An idea, a feeling, a response begins with a ‘trigger event’ and grow ….. spread like cracks in the windscreen. The impact site is small but the cracks which emanate from it are the places of weakness which causes it to shatter.
So it is with responses to many impacts. Impacts are neither good nor bad but our reactions can change the course of our lives. At times disempowerment results from the shattering. Other occasions the shattering is an opening to a new perception of our beings. Either way the only time an impact occurs is when we are open to the effects of vulnerability…. living with an open heart.

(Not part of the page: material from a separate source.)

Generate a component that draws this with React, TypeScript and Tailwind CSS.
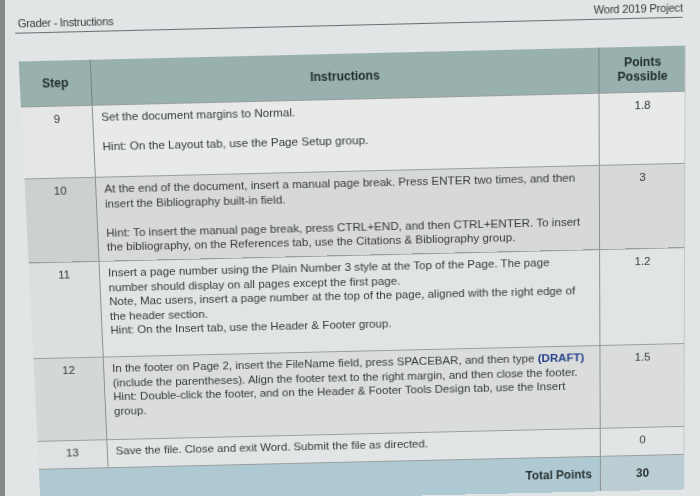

Being an artist is a rare opportunity to expose myself to other people that most avoid. Many people feel they have a right to critique something I have created and tell me how it could be improved. Some people will say they like a piece and some will say they do not. I have friends who always critiques my work at any stage if it is on view around my home. It can be daunting. It can be daunting when someone says I don’t like your work. Equally daunting when they want me to explain it to them because they want to relate to because they don’t like it. All of this is something which non-makers don’t have to encounter. Others don’t question their works in progress or expect explanations of it.
There is a relationship of sorts with a piece that develops during creation. It is of course with myself as I am putting something like an idea or a feeling outside of my word driven being and responding to it. It is like thinking out loud and having a conversation with myself. A voyage of discovery to borrow a saying, into knowing something which might immediately appear or in most of my instances take time, sometimes years, to unearth. Yet as an artist the world around me wants to value my worth as an artist by whether they like it or not….
Being me, I can’t say it matters anymore. I don’t even have to like a piece for it to have value and meaning. Creation is for no one else but myself. If I create without relationship to the outcome then for me it is soulless and looses worth to me and yet, often they are the things others like. Should I create to please others and not myself then if I want to be profitable?
Anymore, my answer is no. I can’t stay with it and it sucks all the joy out of how I get to a picture in the end.
After the best part of my life pleasing others and making situations pleasing to keep peace, I have stepped back from enacting other people’s agendas. It is freeing but it is not necessarily profitable. In a work sense I am not really very employable as my boundaries say that my boss needs to be aligned to my values and always have a socially acceptable behaviour system. That is hard to find.
It is likely why I have always created.
The art of drawing has become so integral to my life my days feel incomplete without it at some stage. It is the one place which as always been my place. It is my soul’s poetry in a way… and this brings us back to the idea I began with: liked by another V disliked by another. Drawing and painting do not have the same effect within me. One is strong, the other soft…. when I feel within my creative experience.
Irony is I don’t feel the same way about drawing in public. Folk speak differently about images without colour in them. There is a difference in there I want to explore sometime, about how colour and painting varies in intent, form and feeling for me, from images drawn with a pencil or pen. I think I am beginning to know but not everything needs to be shared right now.
In a world in which we increasing cling to the notion of ‘like’ it is okay to be ‘disliked’. Equally in this social world in which others feel an open invitation to critique without consideration of the feelings of others discomfort is a common experience. I just want to record that I think discomfort and even pain sometimes is normal and our responses to the critiques of others are ours. It is a vulnerable feeling to expose a part of the inner-ness of my being in the stages of creation.
Whether I trust another or not, it is still an unknown experience to have them judge my work without invitation. I don’t read their diaries and offer comment on the spelling and sentence forms. I currently realise it is why having a studio to work in is making creative life feel more comfortable. My inner journey in stages has a door. Living open-heartedly does not mean I have to expose every part of myself for observation.


What it has taught me is to try to be kind: 1) To speak well of what I like about my friends or their artwork if they like me are creators. 2) No matter how I feel about what someone else might like or dislike in my art or in my life, I am the only one who is creating it and I don’t create to please them. 3) The relationship between myself and the object I am creating needs to be robust and fluid so that I can find my way to the end of the idea even if it means painting over things I like to leave a truer picture. 4) Courage is necessary to publicly create and reveal my work…. and I should only listen to people who are willing to do the same with their creations, when I would like support and advice.